Soft Exoskeleton Mimics Human Cough for Assisting the Expectoration Capability of SCI Patients

This paper describes the design of a bionic soft exoskeleton and demonstrates its feasibility for assisting the expectoration function rehabilitation of patients with spinal cord injury (SCI). Methods: A human-robot coupling respiratory mechanic model is established to mimic human cough, and a synergic inspire-expire assistance strategy is proposed to maximize the peak expiratory flow (PEF), the key metric for promoting cough intensity. The negative pressure module of the exoskeleton is a soft iron lung using layer-jamming actuation. It assists inspiration by increasing insufflation to mimic diaphragm and intercostal muscle contraction. The positive pressure module exploits soft origami actuators for assistive expiration; it pressures human abdomen and bionically pushes the diaphragm upward. Results: The maximum increase in PEF ratios for mannequins, healthy participants, and patients with SCI with robotic assistance were 57.67%, 278.10%, and 124.47%, respectively. The soft exoskeleton assisted one tetraplegic SCI patient to cough up phlegm successfully. Conclusion: The experimental results suggest that the proposed soft exoskeleton is promising for assisting the expectoration ability of SCI patients in everyday life scenarios.
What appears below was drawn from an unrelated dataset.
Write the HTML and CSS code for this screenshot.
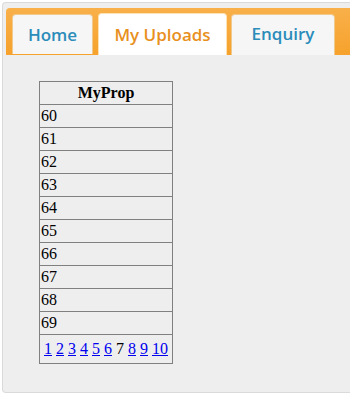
FILE: index.html
```html
<!DOCTYPE html>
<html lang="en">
<head>
    <meta charset="UTF-8">
    <title>My Uploads</title>
    <link rel="stylesheet" href="styles.css">
</head>
<body>
    <div class="panel">
        <!-- tabs -->
        <ul class="tabs">
            <li class="tab tab_home"><a href="#">Home</a></li>
            <li class="tab tab_uploads on"><a href="#">My Uploads</a></li>
            <li class="tab tab_enquiry"><a href="#">Enquiry</a></li>
        </ul>
        <!--// tabs -->
        <div class="content">
            <table class="grid">
                <tr><th>MyProp</th></tr>
                <tr><td>60</td></tr>
                <tr><td>61</td></tr>
                <tr><td>62</td></tr>
                <tr><td>63</td></tr>
                <tr><td>64</td></tr>
                <tr><td>65</td></tr>
                <tr><td>66</td></tr>
                <tr><td>67</td></tr>
                <tr><td>68</td></tr>
                <tr><td>69</td></tr>
                <tr class="pager">
                    <td>
                        <a href="#">1</a> <a href="#">2</a> <a href="#">3</a> <a href="#">4</a> <a href="#">5</a> <a href="#">6</a> <span>7</span> <a href="#">8</a> <a href="#">9</a> <a href="#">10</a>
                    </td>
                </tr>
            </table>
        </div>
    </div>
</body>
</html>
```

FILE: styles.css
```css
html, body, div, span, ul, li, table, th, td{
    margin: 0;
    padding: 0;
}
html, body{
    overflow: hidden;
    background-color: #fff;
}
ul{
    list-style: none;
}
.panel{
    width: 348px;
    height: 391px;
    margin: 2px 0 0 2px;
    padding: 5px 0 0 3px;
    box-sizing: border-box;
    border: 1px solid #dadada;
    border-right: 0;
    border-radius: 4px 0 0 4px;
    background-color: #eee;
}
.tabs{
    display: flex;
    gap: 5px;
    height: 47px;
    padding: 5px 0 0 6px;
    box-sizing: border-box;
    border-radius: 4px 0 0 0;
    background: linear-gradient(#f9b04a, #f6a22c);
}
.tab{
    display: flex;
    align-items: center;
    justify-content: center;
    flex-shrink: 0;
    height: 42px;
    padding-bottom: 1px;
    box-sizing: border-box;
    border: 1px solid #f0c98e;
    border-bottom: 0;
    border-radius: 4px 4px 0 0;
    background-color: #f6f6f6;
    font-family: "Open Sans", "DejaVu Sans", sans-serif;
    font-size: 17px;
    font-weight: 600;
}
.tab a{
    color: #2b8cba;
    text-decoration: none;
}
.tab_home{
    width: 81px;
    height: 40px;
    margin-top: 1px;
}
.tab_uploads{
    width: 129px;
}
.tab_enquiry{
    width: 104px;
    margin-left: -1px;
    height: 41px;
    margin-top: 1px;
    padding-bottom: 3px;
}
.tab.on{
    background-color: #fff;
    border-color: #fde2b5;
}
.tab.on a{
    color: #e8901e;
}
.content{
    padding: 26px 0 0 33px;
}
.grid{
    width: 134px;
    border-collapse: collapse;
    border: 1px solid #808080;
    font-family: "Liberation Serif", "Times New Roman", serif;
    font-size: 16px;
    color: #000;
}
.grid th,
.grid td{
    height: 22px;
    padding: 0 1px;
    border: 1px solid #808080;
    line-height: 22px;
    text-align: left;
}
.grid th{
    text-align: center;
    font-weight: bold;
}
.grid .pager td{
    height: 28px;
    padding: 0 0 0 4px;
    line-height: 28px;
}
.pager a{
    color: #0000ee;
}
```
Significance: The proposed soft exoskeleton is promising for advancing the application field of rehabilitation exoskeletons from motor functions to respiratory functions.

Automated summary

This study describes the design of a bionic soft exoskeleton to assist in expectoration function rehabilitation of patients with SCI. Experimental results show significant improvement in PEF cough index with respiratory assistance across different test subjects, indicating great potential in helping SCI patients with phlegm expulsion in daily life.